Weddings. Funerals. A school bus full of children. The Saudi-led coalition continues to bomb civilians in Yemen’s civil war. In fact, according to a recent report from the Armed Conflict Location & Event Data Project, the coalition’s offensive against the port city of Hodeida is largely responsible for a 164 percent increase in civilian deaths in Yemen since June. Thankfully, a group of 24 fed-up House representatives led by Reps. Ro Khanna (D-California) and Adam Smith (D-Washington) are reviving efforts in Congress to end US support for this brutal intervention. Their bipartisan legislation introduced last month, H.Con.Res.138, enjoys a privileged status that should guarantee it a floor vote in the House of Representatives. It deserves unanimous support.
Since March 2015, the US has provided what it calls “intelligence and logistical support” to a coalition of Gulf nations led by Saudi Arabia and the United Arab Emirates that intervened in Yemen’s civil war. While that role sounds innocuous enough, the support has included, for example, mid-air refueling of coalition warplanes that enable the coalition to kill civilians and destroy civilian infrastructure at a much higher rate than would otherwise be possible. This support was also never authorized by Congress. As legal experts argue, it needs to be, in order to adhere to US law.
Over the past three years, this US-backed intervention in Yemen has killed thousands of civilians, destroyed vital civilian infrastructure and pushed the humanitarian situation in the region’s poorest country from grim to apocalyptic. Beyond direct military support, the US has sold the coalition tens of billions of dollars’ worth of advanced weaponry since the start of the war. One such piece of hardware is Raytheon’s GBU-12 Paveway II guided bomb. When a coalition airstrike hit a wedding party in April, local media published photos showing fragments of Raytheon’s “smart” bomb in the rubble. That strike killed at least 33 people, including the bride of the wedding.
Far from anomalous, coalition airstrikes hitting civilian gatherings or infrastructure are reported on a regular basis. On August 9, it was a bus full of school children returning from a field trip. Forty-four children and 10 adults were killed when an airstrike hit the bus as the driver stopped for a drink in a busy marketplace. Astoundingly, the coalition defended the strike — which also employed a US-made bomb — as “legitimate,” before backing down amid international condemnation and calling it a mistake.

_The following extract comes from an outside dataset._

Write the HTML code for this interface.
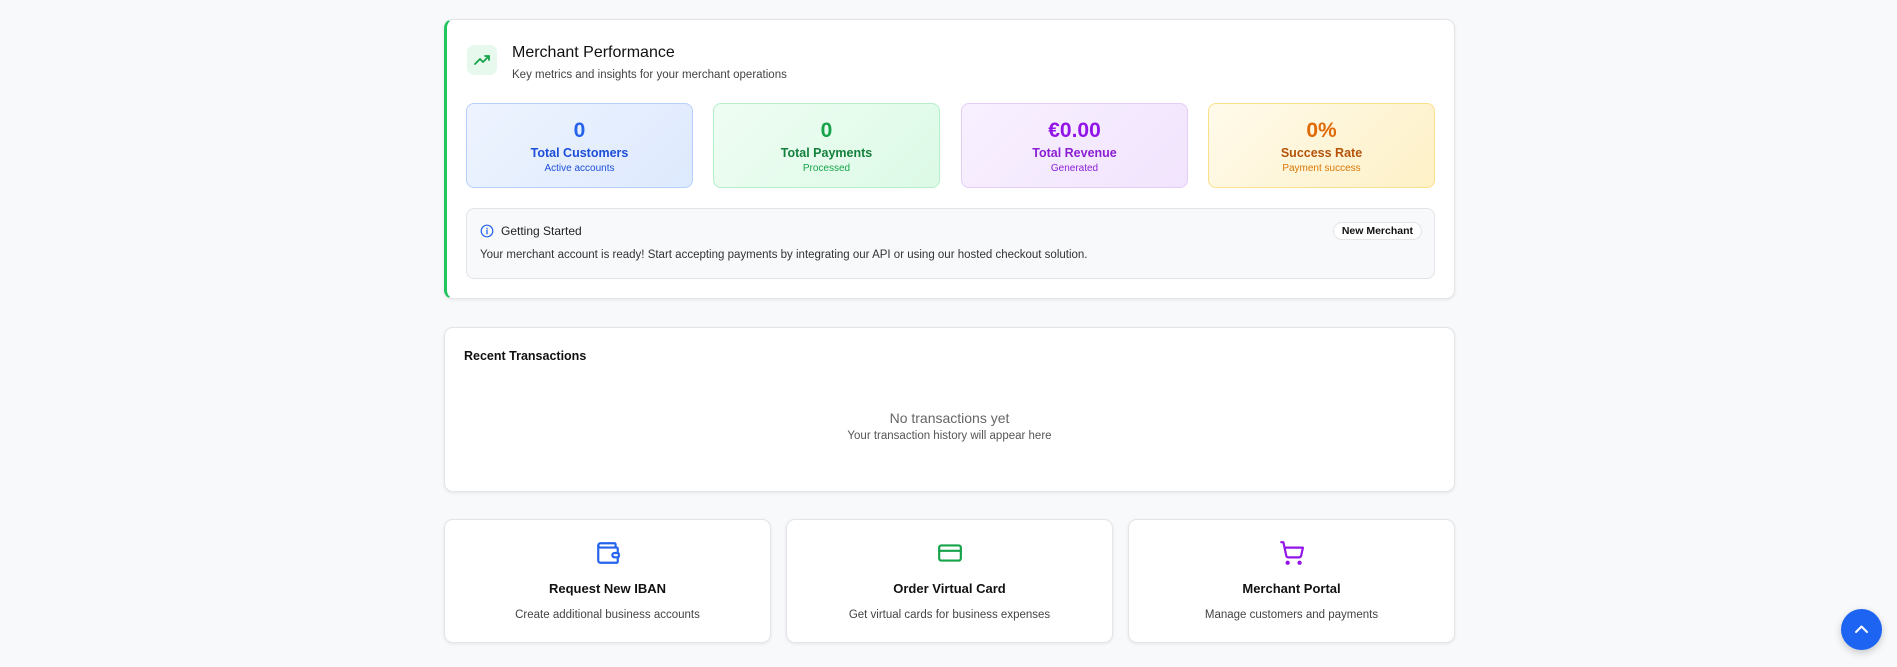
<!DOCTYPE html>
<html><head><style>
*{box-sizing:border-box;margin:0;padding:0}
body{width:1897px;height:667px;background:#f8f9fb;font-family:"Liberation Sans",sans-serif;position:relative;overflow:hidden;color:#111}
.card{position:absolute;background:#fff;border:1px solid #e3e5e8;border-radius:9px;box-shadow:0 1px 3px rgba(0,0,0,.08)}
.m{position:absolute;top:103px;width:227px;height:85px;border-radius:8px;text-align:center;border:1px solid}
.m .v{font-size:21px;font-weight:bold;margin-top:15px}
.m .l{font-size:12.5px;margin-top:3px;font-weight:600}
.m .s{font-size:10px;margin-top:3px}
.b{position:absolute;top:519px;width:327px;height:124px;text-align:center}
.b svg{margin-top:20px}
.b .t{font-size:13px;font-weight:bold;margin-top:10px;color:#111}
.b .d{font-size:11.5px;color:#444;margin-top:13px}
</style></head><body>
<div class="card" style="left:444px;top:19px;width:1011px;height:280px;border-left:3px solid #22c55e">
 <div style="position:absolute;left:20px;top:25px;width:30px;height:30px;border-radius:7px;background:#e6f9ec">
  <svg width="30" height="30" viewBox="0 0 30 30"><path d="M8 19l5-5 3 3 6-6M18 11h4v4" fill="none" stroke="#16a34a" stroke-width="1.8" stroke-linecap="round" stroke-linejoin="round"/></svg></div>
 <div style="position:absolute;left:65px;top:24px;font-size:16px">Merchant Performance</div>
 <div style="position:absolute;left:65px;top:49px;font-size:11.5px;color:#444">Key metrics and insights for your merchant operations</div>
</div>
<div class="m" style="left:466px;background:linear-gradient(135deg,#eef4ff,#dde9fd);border-color:#b8cffa;color:#1d4ed8"><div class="v" style="color:#2563eb">0</div><div class="l">Total Customers</div><div class="s">Active accounts</div></div>
<div class="m" style="left:713px;background:linear-gradient(135deg,#effdf3,#dcfae6);border-color:#b6efc8;color:#15803d"><div class="v" style="color:#16a34a">0</div><div class="l">Total Payments</div><div class="s" style="color:#16a34a">Processed</div></div>
<div class="m" style="left:961px;background:linear-gradient(135deg,#f8f0ff,#f1e4fd);border-color:#e6cdf7;color:#8b1fd4"><div class="v" style="color:#9314e8">€0.00</div><div class="l">Total Revenue</div><div class="s">Generated</div></div>
<div class="m" style="left:1208px;background:linear-gradient(135deg,#fffaeb,#fef1c7);border-color:#fbe08a;color:#b45309"><div class="v" style="color:#e06a08">0%</div><div class="l">Success Rate</div><div class="s" style="color:#d97706">Payment success</div></div>
<div style="position:absolute;left:466px;top:208px;width:969px;height:71px;border:1px solid #e3e5e8;border-radius:8px;background:#f8f9fb">
 <svg style="position:absolute;left:13px;top:15px" width="14" height="14" viewBox="0 0 14 14"><circle cx="7" cy="7" r="5.8" fill="none" stroke="#2563eb" stroke-width="1.2"/><path d="M7 6.3v3.5M7 4.3v.3" stroke="#2563eb" stroke-width="1.3" stroke-linecap="round"/></svg>
 <div style="position:absolute;left:34px;top:15px;font-size:12px;color:#222">Getting Started</div>
 <div style="position:absolute;right:12px;top:13px;font-size:10.5px;font-weight:bold;padding:2px 8px;border:1px solid #e3e5e8;border-radius:10px;background:#fff">New Merchant</div>
 <div style="position:absolute;left:13px;top:40px;font-size:11.5px;color:#333">Your merchant account is ready! Start accepting payments by integrating our API or using our hosted checkout solution.</div>
</div>
<div class="card" style="left:444px;top:327px;width:1011px;height:165px">
 <div style="position:absolute;left:19px;top:21px;font-size:12.5px;font-weight:bold">Recent Transactions</div>
 <div style="position:absolute;left:0;right:0;top:82px;text-align:center;font-size:14px;color:#666">No transactions yet</div>
 <div style="position:absolute;left:0;right:0;top:102px;text-align:center;font-size:11.5px;color:#555">Your transaction history will appear here</div>
</div>
<div class="card b" style="left:444px"><svg width="26" height="26" viewBox="0 0 24 24" fill="none" stroke="#2563eb" stroke-width="2" stroke-linecap="round" stroke-linejoin="round"><path d="M19 7V4a1 1 0 0 0-1-1H5a2 2 0 0 0 0 4h15a1 1 0 0 1 1 1v4h-3a2 2 0 0 0 0 4h3a1 1 0 0 0 1-1v-2a1 1 0 0 0-1-1"/><path d="M3 5v14a2 2 0 0 0 2 2h15a1 1 0 0 0 1-1v-4"/></svg><div class="t">Request New IBAN</div><div class="d">Create additional business accounts</div></div>
<div class="card b" style="left:786px"><svg width="26" height="26" viewBox="0 0 24 24" fill="none" stroke="#16a34a" stroke-width="2" stroke-linecap="round"><rect x="2" y="5" width="20" height="14" rx="2"/><path d="M2 10h20"/></svg><div class="t">Order Virtual Card</div><div class="d">Get virtual cards for business expenses</div></div>
<div class="card b" style="left:1128px"><svg width="26" height="26" viewBox="0 0 24 24" fill="none" stroke="#9314e8" stroke-width="2" stroke-linecap="round" stroke-linejoin="round"><circle cx="8" cy="21" r="1"/><circle cx="19" cy="21" r="1"/><path d="M2.05 2.05h2l2.66 12.420a2 2 0 0 0 2 1.58h9.78a2 2 0 0 0 1.95-1.57l1.65-7.43H5.12"/></svg><div class="t">Merchant Portal</div><div class="d">Manage customers and payments</div></div>
<div style="position:absolute;left:1841px;top:609px;width:41px;height:41px;border-radius:50%;background:#1d64f2;box-shadow:0 3px 8px rgba(0,0,0,.2)"><svg width="41" height="41" viewBox="0 0 41 41"><path d="M15 23l5.5-5.5L26 23" fill="none" stroke="#fff" stroke-width="2" stroke-linecap="round" stroke-linejoin="round"/></svg></div>
</body></html>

As a direct result of the war, 22 million Yemenis depend on humanitarian aid and more than 8 million are on the verge of starvation. According to UN Emergency Relief Coordinator Mark Lowcock, “If conditions do not improve, a further 10 million people will fall into this category [at risk of starvation] by the end of the year.”
While some legislators have taken a consistent stand against US support for the war, Congress as a whole has repeatedly refused to take action. In June of last year, 47 senators supported legislation introduced by Sens. Rand Paul (R-Kentucky) and Chris Murphy (D-Connecticut) that would have blocked a sale of precision-guided munitions (like Raytheon’s GBU-12 bomb) to Saudi Arabia. But 53 senators thought selling more bombs to Saudi Arabia was a good idea.

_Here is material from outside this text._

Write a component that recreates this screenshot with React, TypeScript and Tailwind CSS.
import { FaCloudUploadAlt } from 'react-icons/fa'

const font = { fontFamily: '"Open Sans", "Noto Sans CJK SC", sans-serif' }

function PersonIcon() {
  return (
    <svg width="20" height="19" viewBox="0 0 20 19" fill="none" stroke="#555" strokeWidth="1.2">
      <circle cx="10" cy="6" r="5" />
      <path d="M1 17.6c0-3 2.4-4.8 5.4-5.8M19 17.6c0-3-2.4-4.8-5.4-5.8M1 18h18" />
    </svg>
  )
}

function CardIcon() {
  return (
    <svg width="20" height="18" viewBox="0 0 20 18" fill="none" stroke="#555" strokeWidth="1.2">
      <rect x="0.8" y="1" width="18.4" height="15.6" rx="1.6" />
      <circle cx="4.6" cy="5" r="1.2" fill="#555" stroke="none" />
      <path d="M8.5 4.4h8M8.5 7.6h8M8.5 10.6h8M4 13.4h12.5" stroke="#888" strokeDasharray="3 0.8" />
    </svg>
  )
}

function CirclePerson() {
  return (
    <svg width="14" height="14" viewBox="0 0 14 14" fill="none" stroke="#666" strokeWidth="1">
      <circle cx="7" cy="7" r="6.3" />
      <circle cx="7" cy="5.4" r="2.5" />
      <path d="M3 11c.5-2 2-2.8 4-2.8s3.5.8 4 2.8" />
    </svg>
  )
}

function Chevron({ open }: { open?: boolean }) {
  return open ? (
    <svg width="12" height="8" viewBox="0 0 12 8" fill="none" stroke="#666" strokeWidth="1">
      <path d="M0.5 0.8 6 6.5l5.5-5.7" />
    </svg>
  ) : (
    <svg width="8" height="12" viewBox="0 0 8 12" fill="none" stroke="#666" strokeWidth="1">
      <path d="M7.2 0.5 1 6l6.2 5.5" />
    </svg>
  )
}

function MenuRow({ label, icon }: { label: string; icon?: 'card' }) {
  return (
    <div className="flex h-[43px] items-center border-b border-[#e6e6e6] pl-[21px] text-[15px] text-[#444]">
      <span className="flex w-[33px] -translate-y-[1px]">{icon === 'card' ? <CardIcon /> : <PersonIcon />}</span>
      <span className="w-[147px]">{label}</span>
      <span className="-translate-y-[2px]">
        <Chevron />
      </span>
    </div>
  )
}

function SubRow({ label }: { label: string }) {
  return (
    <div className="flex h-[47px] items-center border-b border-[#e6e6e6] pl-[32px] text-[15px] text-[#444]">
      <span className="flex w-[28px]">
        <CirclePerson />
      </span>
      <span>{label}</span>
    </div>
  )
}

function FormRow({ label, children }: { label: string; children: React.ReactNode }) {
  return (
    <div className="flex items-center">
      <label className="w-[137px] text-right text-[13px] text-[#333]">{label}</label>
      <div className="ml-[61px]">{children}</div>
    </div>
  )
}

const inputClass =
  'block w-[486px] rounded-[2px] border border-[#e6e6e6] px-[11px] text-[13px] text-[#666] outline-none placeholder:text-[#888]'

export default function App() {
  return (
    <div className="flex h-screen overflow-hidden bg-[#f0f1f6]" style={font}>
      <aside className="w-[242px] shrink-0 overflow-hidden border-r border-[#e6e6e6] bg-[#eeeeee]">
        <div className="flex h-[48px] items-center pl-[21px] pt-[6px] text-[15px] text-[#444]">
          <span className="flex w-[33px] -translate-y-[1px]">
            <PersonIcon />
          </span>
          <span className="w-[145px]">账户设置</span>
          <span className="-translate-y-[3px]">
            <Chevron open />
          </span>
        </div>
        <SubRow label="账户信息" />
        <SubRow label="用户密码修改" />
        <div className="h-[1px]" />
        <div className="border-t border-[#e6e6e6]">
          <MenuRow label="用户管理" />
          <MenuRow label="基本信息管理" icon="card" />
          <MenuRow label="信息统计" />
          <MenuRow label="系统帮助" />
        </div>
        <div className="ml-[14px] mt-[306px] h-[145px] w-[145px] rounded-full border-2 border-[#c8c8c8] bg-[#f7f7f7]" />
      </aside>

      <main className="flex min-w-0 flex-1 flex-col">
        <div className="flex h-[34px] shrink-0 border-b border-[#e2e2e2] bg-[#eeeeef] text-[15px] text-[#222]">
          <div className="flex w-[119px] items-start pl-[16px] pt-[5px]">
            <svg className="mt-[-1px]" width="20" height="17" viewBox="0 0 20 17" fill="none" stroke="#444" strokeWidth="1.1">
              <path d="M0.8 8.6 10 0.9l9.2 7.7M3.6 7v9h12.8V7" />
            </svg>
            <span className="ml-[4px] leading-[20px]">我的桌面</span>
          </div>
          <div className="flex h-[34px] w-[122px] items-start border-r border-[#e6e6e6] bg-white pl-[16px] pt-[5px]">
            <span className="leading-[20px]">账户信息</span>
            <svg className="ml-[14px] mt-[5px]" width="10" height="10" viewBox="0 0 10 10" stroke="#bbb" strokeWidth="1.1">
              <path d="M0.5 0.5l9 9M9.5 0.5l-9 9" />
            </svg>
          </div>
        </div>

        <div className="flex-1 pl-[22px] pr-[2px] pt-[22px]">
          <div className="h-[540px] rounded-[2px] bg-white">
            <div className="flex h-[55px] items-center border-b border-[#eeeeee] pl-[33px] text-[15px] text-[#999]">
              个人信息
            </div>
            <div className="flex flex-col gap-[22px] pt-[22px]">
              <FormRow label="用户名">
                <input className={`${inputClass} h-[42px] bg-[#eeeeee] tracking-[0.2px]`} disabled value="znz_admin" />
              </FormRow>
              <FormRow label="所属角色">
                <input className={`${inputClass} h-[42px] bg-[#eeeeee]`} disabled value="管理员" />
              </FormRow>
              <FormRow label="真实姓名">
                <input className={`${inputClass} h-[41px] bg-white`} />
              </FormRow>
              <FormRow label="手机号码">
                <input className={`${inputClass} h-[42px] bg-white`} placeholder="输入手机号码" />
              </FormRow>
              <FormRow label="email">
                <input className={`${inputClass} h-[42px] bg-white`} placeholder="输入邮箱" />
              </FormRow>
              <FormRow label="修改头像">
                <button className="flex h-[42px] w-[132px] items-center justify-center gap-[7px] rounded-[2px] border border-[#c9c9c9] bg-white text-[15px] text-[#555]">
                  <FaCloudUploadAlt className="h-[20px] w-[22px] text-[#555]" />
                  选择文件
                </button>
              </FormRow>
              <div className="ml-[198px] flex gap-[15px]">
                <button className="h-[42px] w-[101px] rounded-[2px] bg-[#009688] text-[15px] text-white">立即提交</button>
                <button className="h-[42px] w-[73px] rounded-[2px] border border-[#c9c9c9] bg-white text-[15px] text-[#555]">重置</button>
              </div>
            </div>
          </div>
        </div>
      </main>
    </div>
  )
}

Last fall, Rep. Ro Khanna invoked the War Powers Act in an effort to force a vote on whether or not to end US support, but Republican leadership managed to strip the measure of its privileged status, preventing it from getting a vote. In March, Sens. Bernie Sanders (I-Vermont), Mike Lee (R-Utah) and Chris Murphy (D-Connecticut) invoked the War Powers Act again and succeeded in getting a procedural vote. But 55 senators thought having Congress actually take a vote on war as the Constitution mandates was a bridge too far.

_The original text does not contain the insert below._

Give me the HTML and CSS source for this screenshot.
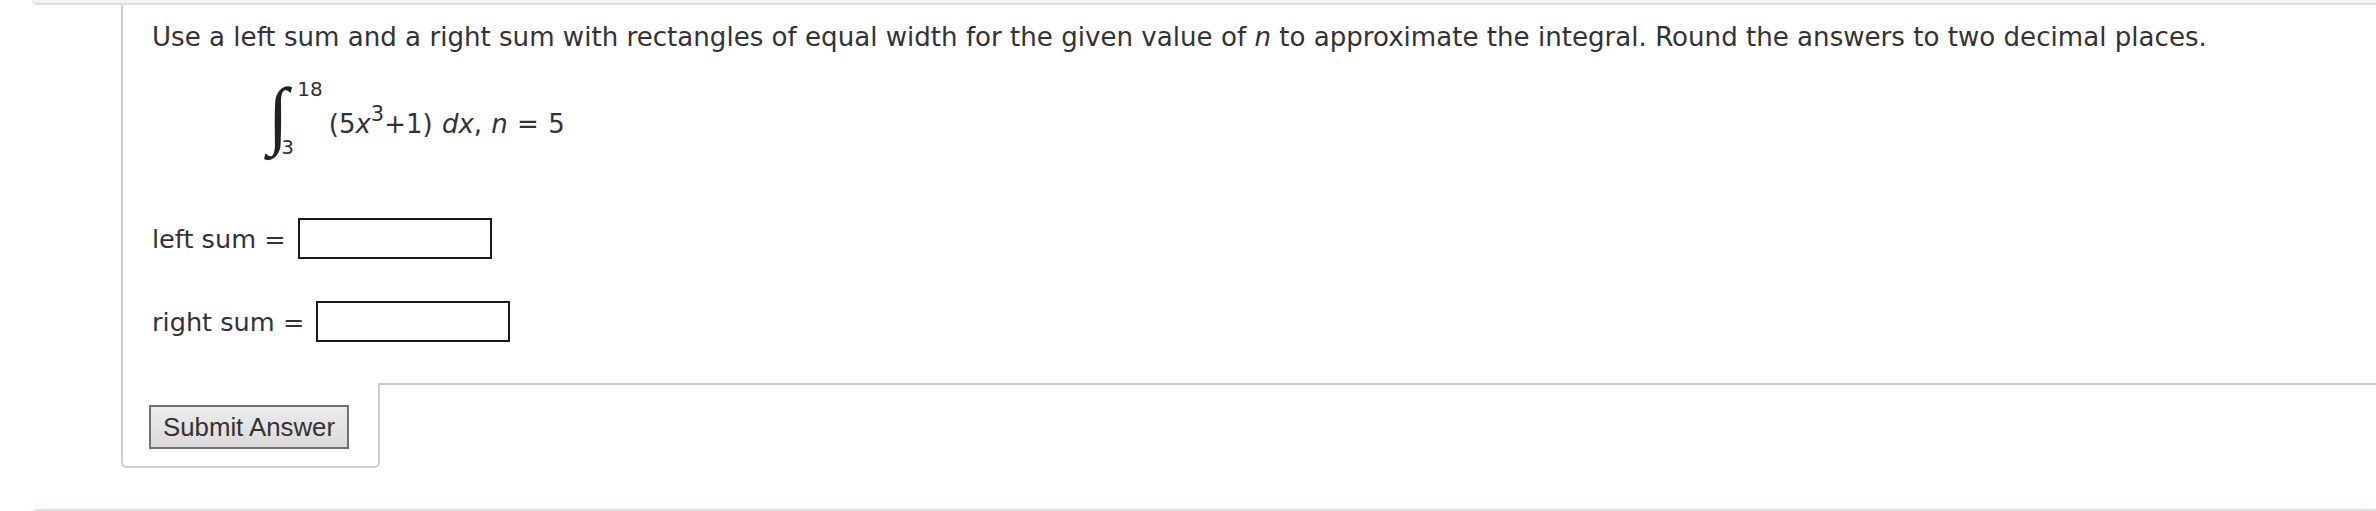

Following another year of carnage in Yemen, Rep. Ro Khanna and a growing coalition in Congress are giving the war powers approach another go, this time with the support of key Democratic leaders who opposed the effort last year.
Congress should have stopped the US role in the war when the Obama administration first offered military support without congressional approval. It should have ended the US role when reports of US-made bombs killing civilians in Yemen started surfacing in 2015. But with millions of Yemenis facing starvation and indiscriminate airstrikes, better late than never is the right idea. Every member of Congress should support this renewed effort to end our complicity now. Conscientious Americans can call Congress and demand that they do.